Pennsylvania Medicaid Abortion Coverage Ban Struck Down (1)

April 20, 2026, 5:04 PM UTCUpdated: April 20, 2026, 7:17 PM UTC

Pennsylvania’s prohibition on Medicaid coverage for abortions was struck down Monday by a state appeals court, which held it violates the state Constitution’s equal protection provisions.

The coverage exclusion doesn’t advance any compelling state interest to justify it, the Pennsylvania Commonwealth Court said.

Even if the court accepted the state’s arguments that it has a compelling interest in having pregnancies carried to term, “any state interest in promoting carrying a pregnancy to term is furthered at least as well by state investment in maternal and infant healthcare, and in childcare and other resources for new mothers, as it is by the Coverage Exclusion,” Judge Matthew S. Wolf wrote.

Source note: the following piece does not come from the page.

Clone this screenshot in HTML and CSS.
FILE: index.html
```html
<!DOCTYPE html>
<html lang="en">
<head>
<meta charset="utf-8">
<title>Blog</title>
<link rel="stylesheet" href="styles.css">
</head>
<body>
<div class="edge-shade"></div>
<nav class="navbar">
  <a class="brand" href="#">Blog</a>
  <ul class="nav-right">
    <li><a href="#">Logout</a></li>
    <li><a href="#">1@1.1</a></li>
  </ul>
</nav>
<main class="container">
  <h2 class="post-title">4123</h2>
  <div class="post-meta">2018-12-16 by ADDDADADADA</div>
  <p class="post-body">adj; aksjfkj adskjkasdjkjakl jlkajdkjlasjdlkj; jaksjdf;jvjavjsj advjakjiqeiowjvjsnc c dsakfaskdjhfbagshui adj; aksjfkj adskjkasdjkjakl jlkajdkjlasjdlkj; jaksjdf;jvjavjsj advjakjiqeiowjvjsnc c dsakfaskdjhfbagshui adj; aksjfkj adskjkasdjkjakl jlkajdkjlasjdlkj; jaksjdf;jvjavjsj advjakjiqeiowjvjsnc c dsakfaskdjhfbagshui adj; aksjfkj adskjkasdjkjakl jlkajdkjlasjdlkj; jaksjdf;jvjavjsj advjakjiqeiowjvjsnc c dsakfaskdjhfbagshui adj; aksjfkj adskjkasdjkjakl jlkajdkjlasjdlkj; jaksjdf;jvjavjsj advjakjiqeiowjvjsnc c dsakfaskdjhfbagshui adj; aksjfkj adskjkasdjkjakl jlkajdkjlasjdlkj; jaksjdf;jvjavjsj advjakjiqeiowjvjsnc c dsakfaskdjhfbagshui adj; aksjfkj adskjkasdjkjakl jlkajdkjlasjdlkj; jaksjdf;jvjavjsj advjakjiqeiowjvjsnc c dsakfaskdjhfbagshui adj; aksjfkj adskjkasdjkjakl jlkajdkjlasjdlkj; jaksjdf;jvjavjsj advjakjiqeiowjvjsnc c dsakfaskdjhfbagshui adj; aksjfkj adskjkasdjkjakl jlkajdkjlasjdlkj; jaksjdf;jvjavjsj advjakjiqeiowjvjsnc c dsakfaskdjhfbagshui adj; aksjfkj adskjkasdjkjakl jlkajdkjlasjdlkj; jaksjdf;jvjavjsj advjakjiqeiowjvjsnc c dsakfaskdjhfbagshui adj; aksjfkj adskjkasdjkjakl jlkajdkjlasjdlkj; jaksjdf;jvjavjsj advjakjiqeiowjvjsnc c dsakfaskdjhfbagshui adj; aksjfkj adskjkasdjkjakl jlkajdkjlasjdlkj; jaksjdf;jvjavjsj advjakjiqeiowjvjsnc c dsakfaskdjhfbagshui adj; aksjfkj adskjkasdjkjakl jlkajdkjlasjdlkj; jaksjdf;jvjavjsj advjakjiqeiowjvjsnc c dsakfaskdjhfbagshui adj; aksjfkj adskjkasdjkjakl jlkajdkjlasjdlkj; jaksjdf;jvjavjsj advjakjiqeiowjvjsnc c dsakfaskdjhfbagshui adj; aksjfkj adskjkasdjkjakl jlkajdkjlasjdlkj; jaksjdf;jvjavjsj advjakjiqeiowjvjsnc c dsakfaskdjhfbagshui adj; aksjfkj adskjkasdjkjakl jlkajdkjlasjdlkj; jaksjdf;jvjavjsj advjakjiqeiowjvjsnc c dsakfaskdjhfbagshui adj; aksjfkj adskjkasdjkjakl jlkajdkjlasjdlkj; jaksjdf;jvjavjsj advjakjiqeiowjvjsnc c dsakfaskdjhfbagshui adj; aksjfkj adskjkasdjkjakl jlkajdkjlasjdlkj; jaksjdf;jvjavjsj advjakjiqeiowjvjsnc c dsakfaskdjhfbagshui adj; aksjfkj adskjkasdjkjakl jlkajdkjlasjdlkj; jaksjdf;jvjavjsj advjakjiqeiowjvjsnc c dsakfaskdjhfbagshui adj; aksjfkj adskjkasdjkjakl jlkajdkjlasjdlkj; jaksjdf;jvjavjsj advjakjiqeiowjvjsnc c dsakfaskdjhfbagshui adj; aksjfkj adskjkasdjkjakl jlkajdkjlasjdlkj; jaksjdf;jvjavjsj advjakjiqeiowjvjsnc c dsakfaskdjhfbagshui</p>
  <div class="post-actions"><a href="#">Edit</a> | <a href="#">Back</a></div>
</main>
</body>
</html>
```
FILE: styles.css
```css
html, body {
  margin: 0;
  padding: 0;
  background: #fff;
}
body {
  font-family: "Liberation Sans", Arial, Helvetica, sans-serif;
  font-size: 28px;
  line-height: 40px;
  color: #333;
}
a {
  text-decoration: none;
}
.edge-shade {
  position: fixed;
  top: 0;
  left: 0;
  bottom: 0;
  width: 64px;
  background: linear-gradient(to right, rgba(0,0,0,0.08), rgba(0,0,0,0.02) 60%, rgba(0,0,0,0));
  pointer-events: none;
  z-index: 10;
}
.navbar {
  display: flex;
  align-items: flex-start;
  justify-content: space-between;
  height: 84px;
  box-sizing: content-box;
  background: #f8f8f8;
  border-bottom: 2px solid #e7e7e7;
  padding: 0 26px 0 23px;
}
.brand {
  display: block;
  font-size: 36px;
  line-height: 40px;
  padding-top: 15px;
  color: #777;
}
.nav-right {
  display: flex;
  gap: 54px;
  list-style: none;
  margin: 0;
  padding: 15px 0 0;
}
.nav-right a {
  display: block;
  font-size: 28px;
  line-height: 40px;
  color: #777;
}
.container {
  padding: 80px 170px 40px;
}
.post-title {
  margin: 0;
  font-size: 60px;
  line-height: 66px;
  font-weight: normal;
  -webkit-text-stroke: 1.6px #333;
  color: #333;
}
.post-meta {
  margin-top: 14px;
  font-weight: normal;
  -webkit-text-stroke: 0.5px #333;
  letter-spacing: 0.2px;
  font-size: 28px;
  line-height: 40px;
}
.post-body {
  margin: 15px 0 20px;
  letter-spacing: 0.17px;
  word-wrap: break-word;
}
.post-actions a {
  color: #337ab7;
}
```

Local abortion providers challenged the states’ Abortion Control Act, arguing the coverage exclusion provision violated the equal rights amendments and equal protection under the state constitution. The coverage exclusion language prohibits Medicaid payments from covering abortion in Pennsylvania in most circumstances.

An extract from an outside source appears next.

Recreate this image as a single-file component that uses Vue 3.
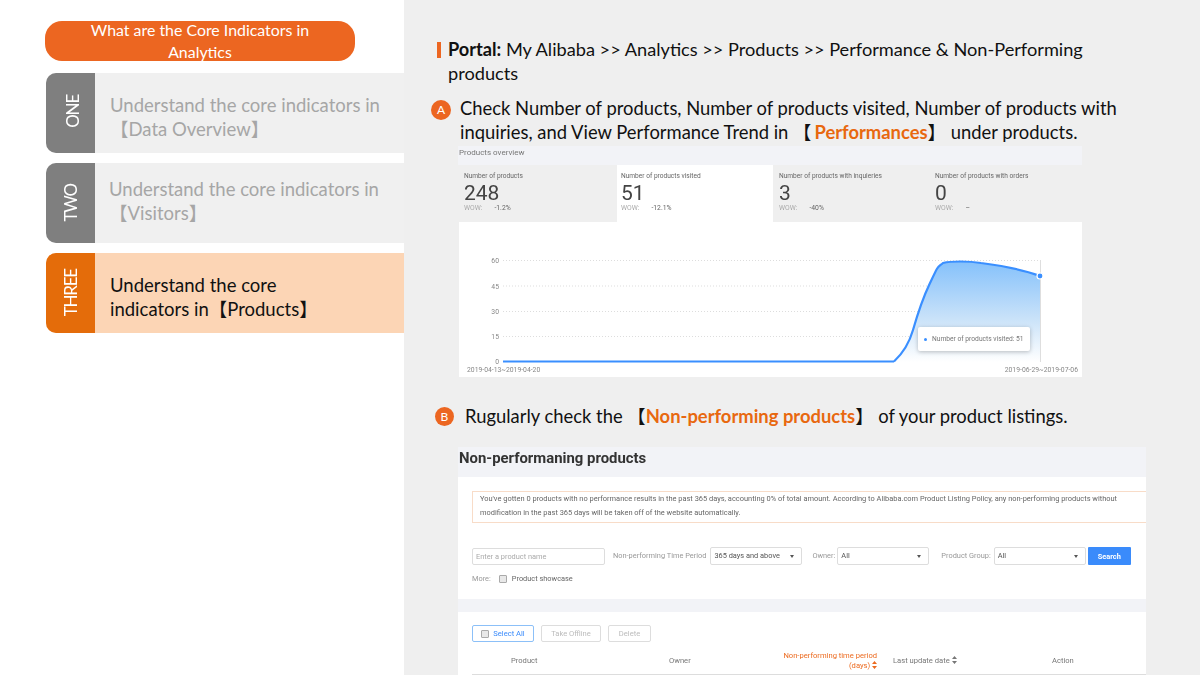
<template>
  <div class="page">
    <aside class="side">
      <div class="pill"><span>What are the Core Indicators in<br />Analytics</span></div>
      <div
        v-for="item in steps"
        :key="item.tab"
        class="step"
        :class="[item.cls, { active: item.active }]"
      >
        <div class="tab"><span>{{ item.tab }}</span></div>
        <p class="stepText">{{ item.line1 }}<br />{{ item.line2 }}</p>
      </div>
    </aside>

    <main class="content">
      <div class="portal">
        <span class="bar"></span>
        <p><b>Portal:</b> My Alibaba &gt;&gt; Analytics &gt;&gt; Products &gt;&gt; Performance &amp; Non-Performing<br />products</p>
      </div>

      <div class="point pointA">
        <span class="badge">A</span>
        <p>Check Number of products, Number of products visited, Number of products with<br />inquiries, and View Performance Trend in 【<em>Performances</em>】 under products.</p>
      </div>

      <section class="shotA">
        <div class="shotTitle">Products overview</div>
        <div class="stats">
          <div v-for="s in stats" :key="s.label" class="stat" :class="{ on: s.on }">
            <div class="statLabel">{{ s.label }}</div>
            <div class="statNum">{{ s.num }}</div>
            <div class="statWow"><span>WOW:</span><span class="wowVal">{{ s.wow }}</span></div>
          </div>
        </div>
        <div class="chart">
          <svg width="623" height="155" viewBox="0 0 623 155">
            <defs>
              <linearGradient id="area" x1="0" y1="0" x2="0" y2="1">
                <stop offset="0" stop-color="#85c1fb" />
                <stop offset="0.6" stop-color="#cde4f9" />
                <stop offset="1" stop-color="#ffffff" />
              </linearGradient>
            </defs>
            <g v-for="g in grid" :key="g.label">
              <line x1="44" x2="581" :y1="g.y" :y2="g.y" class="gridLine" />
              <text x="40" :y="g.y + 2.5" text-anchor="end" class="axis">{{ g.label }}</text>
            </g>
            <line x1="44" x2="581" y1="139.5" y2="139.5" stroke="#dcdcdc" />
            <line x1="581.5" x2="581.5" y1="38" y2="140" stroke="#dedede" />
            <path :d="curve + ' L581 140 L435 140 Z'" fill="url(#area)" />
            <path :d="'M44 139.5 L435 139.5 ' + curve" fill="none" stroke="#3a8fff" stroke-width="2.2" />
            <circle cx="581" cy="54" r="3" fill="#3a8fff" stroke="#fff" stroke-width="1.2" />
            <text x="8" y="150" class="axis">2019-04-13~2019-04-20</text>
            <text x="619" y="150" text-anchor="end" class="axis">2019-06-29~2019-07-06</text>
          </svg>
          <div class="tip"><i></i>Number of products visited: 51</div>
        </div>
      </section>

      <div class="point pointB">
        <span class="badge small">B</span>
        <p>Rugularly check the 【<em>Non-performing products</em>】 of your product listings.</p>
      </div>

      <section class="shotB">
        <h2>Non-performaning products</h2>
        <div class="panel filterPanel">
          <div class="notice">You've gotten 0 products with no performance results in the past 365 days, accounting 0% of total amount. According to Alibaba.com Product Listing Policy, any non-performing products without<br />modification in the past 365 days will be taken off of the website automatically.</div>
          <div class="filters">
            <div class="input">Enter a product name</div>
            <span class="lbl lblTime">Non-performing Time Period</span>
            <div class="select"><span>365 days and above</span><i></i></div>
            <span class="lbl lblOwner">Owner:</span>
            <div class="select"><span>All</span><i></i></div>
            <span class="lbl lblGroup">Product Group:</span>
            <div class="select"><span>All</span><i></i></div>
            <button class="search">Search</button>
          </div>
          <div class="more">
            <span class="lbl">More:</span>
            <span class="check"></span>
            <span class="showcase">Product showcase</span>
          </div>
        </div>
        <div class="panel tablePanel">
          <div class="actions">
            <button class="btn primary"><span class="check"></span>Select All</button>
            <button class="btn offline">Take Offline</button>
            <button class="btn del">Delete</button>
          </div>
          <div class="thead">
            <span class="colProduct">Product</span>
            <span class="colOwner">Owner</span>
            <span class="colPeriod">Non-performing time period<br />(days)
              <svg class="sort" width="5" height="8" viewBox="0 0 5 8"><path d="M2.5 0 5 3H0zM0 5h5L2.5 8z" fill="#ec6a1f" /></svg>
            </span>
            <span class="colDate">Last update date
              <svg class="sort" width="5" height="8" viewBox="0 0 5 8"><path d="M2.5 0 5 3H0zM0 5h5L2.5 8z" fill="#777" /></svg>
            </span>
            <span class="colAction">Action</span>
          </div>
        </div>
      </section>
    </main>
  </div>
</template>

<script setup>
const steps = [
  { tab: "ONE", cls: "one", line1: "Understand the core indicators in", line2: "【Data Overview】" },
  { tab: "TWO", cls: "two", line1: "Understand the core indicators in", line2: "【Visitors】" },
  { tab: "THREE", cls: "three", active: true, line1: "Understand the core", line2: "indicators in【Products】" },
];

const stats = [
  { label: "Number of products", num: "248", wow: "-1.2%" },
  { label: "Number of products visited", num: "51", wow: "-12.1%", on: true },
  { label: "Number of products with inquieries", num: "3", wow: "-40%" },
  { label: "Number of products with orders", num: "0", wow: "–" },
];

const grid = [
  { label: "60", y: 38.5 },
  { label: "45", y: 64 },
  { label: "30", y: 89.5 },
  { label: "15", y: 114.5 },
  { label: "0", y: 139.5 },
];

const curve =
  "M435 139.5 C442 133 450 122 454 108 S462 80 471 61 S478 46 484 41 C492 39 510 39 522 41 C545 44 565 48 581 54";
</script>

<style>
body {
  margin: 0;
  overflow: hidden;
}
</style>

<style scoped>
.page {
  display: flex;
  width: 1200px;
  height: 675px;
  overflow: hidden;
  background: #fff;
  font-family: Lato, "Noto Sans CJK SC", sans-serif;
}

.side {
  width: 404px;
  flex: none;
  padding: 21px 0 0 46px;
  box-sizing: border-box;
}

.pill {
  display: flex;
  align-items: center;
  justify-content: center;
  width: 310px;
  height: 40px;
  margin: 0 0 12px -1px;
  border-radius: 17px;
  background: #ec6621;
  color: #fff;
  font-size: 15.9px;
  line-height: 22px;
  text-align: center;
}

.step {
  display: flex;
  height: 80px;
  margin-bottom: 10px;
  background: #f0f0f0;
  border-radius: 10px 0 0 10px;
  overflow: hidden;
  color: #a6a6a6;
}

.step.active {
  background: #fcd5b5;
  color: #111;
}

.tab {
  width: 49px;
  flex: none;
  display: flex;
  align-items: center;
  justify-content: center;
  background: #7f7f7f;
  color: #fff;
  font-size: 17px;
  letter-spacing: -1.2px;
}

.tab span {
  writing-mode: vertical-rl;
  transform: rotate(180deg);
}

.one .tab span {
  margin: 0 0 3px 3px;
}

.active .tab {
  background: #e46c0a;
}

.stepText {
  margin: 0;
  align-self: center;
  padding-left: 15px;
  font-size: 18.5px;
  line-height: 24px;
}

.one .stepText,
.three .stepText {
  padding-top: 7px;
}

.two .stepText {
  padding-left: 14px;
  padding-bottom: 5px;
}

.content {
  flex: 1;
  background: #efefef;
  padding: 37px 0 0 27px;
  color: #111;
  font-size: 18.4px;
  line-height: 24px;
}

.portal {
  display: flex;
  gap: 7px;
}

.portal p {
  font-size: 18.2px;
}

.portal p,
.point p {
  margin: 0;
  white-space: nowrap;
}

.portal b {
  font-weight: 700;
}

.bar {
  width: 4px;
  height: 16px;
  margin: 5px 0 0 6px;
  background: #ec6621;
  flex: none;
}

.point {
  display: flex;
}

.pointA {
  margin-top: 11px;
  gap: 9px;
}

.pointA em {
  margin-left: 3px;
}

.pointB {
  margin-top: 27px;
  gap: 11px;
  padding-left: 4px;
}

.badge {
  width: 20px;
  height: 20px;
  margin-top: 4px;
  border-radius: 50%;
  background: #ec6621;
  color: #fff;
  font-size: 12px;
  line-height: 20px;
  text-align: center;
  flex: none;
}

.badge.small {
  width: 19px;
  height: 19px;
  line-height: 19px;
  margin-top: 3px;
}

em {
  font-style: normal;
  font-weight: 700;
  color: #e8680f;
}

.shotA {
  width: 624px;
  margin: 2px 0 0 27px;
  font-family: Roboto, sans-serif;
  color: #666;
  filter: blur(0.3px);
}

.shotTitle {
  height: 19px;
  padding-left: 1px;
  background: #f2f3f7;
  font-size: 8px;
  line-height: 13px;
  color: #777;
}

.stats {
  display: grid;
  grid-template-columns: 159px 156px 156px 153px;
  height: 57px;
}

.stat {
  padding: 7px 0 0 6px;
  background: #efefef;
}

.stat.on {
  background: #fff;
  padding-left: 4px;
}

.statLabel {
  font-size: 6.6px;
  line-height: 9px;
  color: #666;
}

.statNum {
  font-size: 21px;
  line-height: 23px;
  color: #444;
  margin-top: 1px;
}

.statWow {
  display: flex;
  gap: 12px;
  margin-top: -1px;
  font-size: 6.8px;
  line-height: 9px;
  color: #aaa;
}

.wowVal {
  color: #666;
}

.chart {
  position: relative;
  height: 155px;
  margin-left: 1px;
  background: #fff;
}

.chart svg {
  display: block;
}

.gridLine {
  stroke: #ddd;
  stroke-dasharray: 1 2;
}

.axis {
  font-size: 6.8px;
  fill: #888;
  font-family: Roboto, sans-serif;
}

.tip {
  position: absolute;
  left: 459px;
  top: 105px;
  width: 112px;
  height: 24px;
  box-sizing: border-box;
  padding-left: 6px;
  background: #fff;
  border-radius: 2px;
  box-shadow: 0 1px 4px rgba(0, 0, 0, 0.25);
  font-size: 6.7px;
  line-height: 24px;
  color: #777;
  white-space: nowrap;
}

.tip i {
  display: inline-block;
  width: 3px;
  height: 3px;
  margin-right: 5px;
  border-radius: 50%;
  background: #3a8fff;
  vertical-align: middle;
}

.shotB {
  width: 688px;
  margin: 19px 0 0 27px;
  height: 228px;
  background: #f2f3f7;
  font-family: Roboto, sans-serif;
  color: #777;
  filter: blur(0.3px);
}

.shotB h2 {
  margin: 0;
  height: 30px;
  padding-left: 1px;
  font-size: 14.9px;
  font-weight: 700;
  line-height: 22px;
  color: #333;
}

.panel {
  background: #fff;
  padding-left: 14px;
}

.filterPanel {
  height: 122px;
  padding-top: 14px;
  box-sizing: border-box;
  margin-bottom: 13px;
}

.notice {
  height: 32px;
  box-sizing: border-box;
  padding: 0 0 0 7px;
  border: 1px solid #f8dcc8;
  border-right: none;
  font-size: 7.44px;
  line-height: 14px;
  color: #666;
  white-space: nowrap;
  overflow: hidden;
}

.filters {
  display: flex;
  align-items: center;
  margin-top: 24px;
  height: 18px;
  font-size: 7.4px;
}

.input {
  width: 133px;
  height: 17px;
  box-sizing: border-box;
  padding-left: 3px;
  border: 1px solid #ddd;
  border-radius: 2px;
  line-height: 15px;
  color: #aaa;
}

.lbl {
  color: #999;
  white-space: nowrap;
}

.lblTime {
  margin: 0 4px 0 8px;
}

.lblOwner {
  margin: 0 2px 0 10px;
}

.lblGroup {
  margin: 0 3px 0 12px;
}

.select {
  width: 92px;
  height: 18px;
  box-sizing: border-box;
  display: flex;
  align-items: center;
  justify-content: space-between;
  padding: 0 7px 0 3px;
  border: 1px solid #ddd;
  border-radius: 2px;
  color: #555;
}

.select i {
  width: 0;
  height: 0;
  border: 2.5px solid transparent;
  border-top: 3px solid #555;
  border-bottom: none;
}

.search {
  width: 43px;
  height: 18px;
  margin-left: 2px;
  padding: 0;
  border: none;
  border-radius: 1px;
  background: #3a8bfb;
  color: #fff;
  font: 700 7.4px Roboto, sans-serif;
}

.more {
  display: flex;
  align-items: center;
  margin-top: 6px;
  height: 16px;
  font-size: 7.4px;
}

.check {
  width: 6px;
  height: 6px;
  border: 1px solid #aaa;
  border-radius: 1px;
  background: #e8e8e8;
  flex: none;
}

.more .check {
  margin: 0 5px 0 8px;
}

.showcase {
  color: #666;
}

.tablePanel {
  height: 63px;
  padding-top: 13px;
  box-sizing: border-box;
}

.actions {
  display: flex;
  gap: 7px;
  height: 17px;
}

.btn {
  display: flex;
  align-items: center;
  justify-content: center;
  padding: 0;
  background: #fff;
  border: 1px solid #ddd;
  border-radius: 2px;
  color: #bbb;
  font: 7.6px Roboto, sans-serif;
}

.btn.offline {
  width: 60px;
}

.btn.del {
  width: 43px;
}

.btn.primary {
  width: 62px;
  border-color: #8cc0f8;
  color: #3a8bfb;
  gap: 4px;
}

.thead {
  display: grid;
  grid-template-columns: 158px 92px 155px 175px 1fr;
  align-items: center;
  height: 27px;
  margin-top: 5px;
  border-bottom: 1px solid #ddd;
  font-size: 7.6px;
  line-height: 10px;
}

.colProduct {
  padding-left: 39px;
}

.colOwner {
  padding-left: 39px;
}

.colPeriod {
  color: #ec6a1f;
  text-align: right;
  white-space: nowrap;
}

.colDate {
  padding-left: 16px;
}

.sort {
  vertical-align: -1px;
}
</style>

The court held the coverage exclusion violates Pennsylvania’s equal rights amendment and is unconstitutional given that the state constitution “guarantees a fundamental right to reproductive autonomy.”

“The conscience interest the Coverage Exclusion protects is extremely narrow: it is only the interest of those who oppose state-funded abortion for women who rely on Medical Assistance, except in cases where the life of the mother is at risk and cases of rape or incest, but with no exception for the mother’s health or the viability of the fetus,” Wolf wrote. “It is irrational for the Coverage Exclusion to protect only that very narrow conscience interest and no others.”

In a dissent, Judge Patricia A. McCullough asserted that the majority’s opinion in the case “decides an unnecessary constitutional question by creating a new fundamental right that has no definition, no contours, no practical applicability, and no textual support in the Pennsylvania Constitution.”

“If the People desire such a right, they freely may amend their constitution,” she wrote. “This Court may not.”

McCullough was joined in her dissent by Judges Anne E. Covey and Stacy Wallace.

The plaintiffs are represented by the Women’s Law Project, Planned Parenthood Federation of America, attorney David S. Cohen, and Troutman Pepper Locke.

Planned Parenthood has received funding from Bloomberg Philanthropies, the charitable organization founded by Michael Bloomberg. Bloomberg Law is operated by entities controlled by Michael Bloomberg.

The case is Allegheny Reproductive Health Ctr. v. Pa. Dep’t of Human Servs., Pa. Commw. Ct., No. 26 M.D. 2019, 4/20/26.